— Start —

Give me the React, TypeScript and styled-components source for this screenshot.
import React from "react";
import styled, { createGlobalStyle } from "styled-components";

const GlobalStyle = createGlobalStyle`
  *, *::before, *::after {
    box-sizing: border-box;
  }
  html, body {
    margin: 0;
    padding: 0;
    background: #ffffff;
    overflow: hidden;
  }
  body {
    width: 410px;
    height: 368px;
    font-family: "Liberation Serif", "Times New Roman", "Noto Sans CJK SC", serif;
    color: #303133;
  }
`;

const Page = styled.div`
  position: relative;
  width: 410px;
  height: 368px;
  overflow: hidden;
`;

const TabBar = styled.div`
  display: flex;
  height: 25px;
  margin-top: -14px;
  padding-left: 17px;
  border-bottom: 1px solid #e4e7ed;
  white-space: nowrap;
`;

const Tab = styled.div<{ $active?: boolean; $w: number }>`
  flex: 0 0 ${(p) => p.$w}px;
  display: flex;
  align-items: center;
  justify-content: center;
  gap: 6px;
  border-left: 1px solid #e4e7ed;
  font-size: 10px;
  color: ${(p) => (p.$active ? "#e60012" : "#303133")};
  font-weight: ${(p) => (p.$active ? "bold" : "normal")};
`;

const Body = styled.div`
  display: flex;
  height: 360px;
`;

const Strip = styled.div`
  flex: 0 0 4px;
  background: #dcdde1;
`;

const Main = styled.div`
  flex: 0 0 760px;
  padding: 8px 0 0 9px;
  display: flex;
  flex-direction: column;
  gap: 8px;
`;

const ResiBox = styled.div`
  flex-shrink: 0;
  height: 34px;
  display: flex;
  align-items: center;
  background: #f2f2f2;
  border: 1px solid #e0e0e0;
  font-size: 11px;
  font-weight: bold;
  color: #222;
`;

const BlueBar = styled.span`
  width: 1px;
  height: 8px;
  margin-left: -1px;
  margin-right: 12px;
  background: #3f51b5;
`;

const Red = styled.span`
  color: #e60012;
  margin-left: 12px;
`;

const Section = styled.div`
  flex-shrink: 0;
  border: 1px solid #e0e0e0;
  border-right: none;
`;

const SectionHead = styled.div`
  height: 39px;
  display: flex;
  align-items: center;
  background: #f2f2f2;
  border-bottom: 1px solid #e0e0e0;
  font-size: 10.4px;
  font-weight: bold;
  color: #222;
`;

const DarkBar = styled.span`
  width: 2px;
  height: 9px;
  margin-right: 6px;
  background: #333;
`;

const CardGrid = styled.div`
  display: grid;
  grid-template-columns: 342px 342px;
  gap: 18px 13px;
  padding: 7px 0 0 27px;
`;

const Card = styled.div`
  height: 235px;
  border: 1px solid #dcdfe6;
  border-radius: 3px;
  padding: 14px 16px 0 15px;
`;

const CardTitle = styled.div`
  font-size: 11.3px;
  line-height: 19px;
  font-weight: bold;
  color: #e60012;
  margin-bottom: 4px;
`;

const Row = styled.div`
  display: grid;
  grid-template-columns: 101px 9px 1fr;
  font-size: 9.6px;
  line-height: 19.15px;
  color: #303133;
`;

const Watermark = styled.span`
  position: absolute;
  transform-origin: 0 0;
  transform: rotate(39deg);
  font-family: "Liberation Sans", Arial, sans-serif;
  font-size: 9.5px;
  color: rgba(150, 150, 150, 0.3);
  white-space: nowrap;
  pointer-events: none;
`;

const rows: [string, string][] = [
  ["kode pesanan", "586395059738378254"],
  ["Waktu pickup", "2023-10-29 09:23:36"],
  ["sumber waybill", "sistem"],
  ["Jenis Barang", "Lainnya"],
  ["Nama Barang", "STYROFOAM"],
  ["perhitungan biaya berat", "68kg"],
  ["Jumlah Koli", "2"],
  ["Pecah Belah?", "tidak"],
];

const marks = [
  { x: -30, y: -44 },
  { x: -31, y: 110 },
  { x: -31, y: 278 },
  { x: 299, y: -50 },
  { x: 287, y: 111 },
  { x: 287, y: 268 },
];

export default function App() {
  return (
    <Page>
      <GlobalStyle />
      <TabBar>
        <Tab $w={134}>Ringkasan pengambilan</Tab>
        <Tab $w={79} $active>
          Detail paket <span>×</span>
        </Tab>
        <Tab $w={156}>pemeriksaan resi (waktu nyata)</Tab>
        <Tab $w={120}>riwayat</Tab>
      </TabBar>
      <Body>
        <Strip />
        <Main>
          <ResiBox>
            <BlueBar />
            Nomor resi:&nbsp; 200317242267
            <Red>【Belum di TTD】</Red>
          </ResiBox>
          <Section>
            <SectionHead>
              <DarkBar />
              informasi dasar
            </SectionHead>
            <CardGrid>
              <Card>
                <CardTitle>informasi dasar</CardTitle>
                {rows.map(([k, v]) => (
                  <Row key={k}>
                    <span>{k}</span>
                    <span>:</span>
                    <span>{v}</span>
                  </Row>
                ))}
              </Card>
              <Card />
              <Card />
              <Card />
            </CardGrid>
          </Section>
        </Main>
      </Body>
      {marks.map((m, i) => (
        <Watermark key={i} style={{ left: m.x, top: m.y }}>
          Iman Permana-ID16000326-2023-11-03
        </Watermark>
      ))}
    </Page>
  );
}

— End —

List every line above that holds the word "React".

[Written solution]
Give me the React, TypeScript and styled-components source for this screenshot.
import React from "react";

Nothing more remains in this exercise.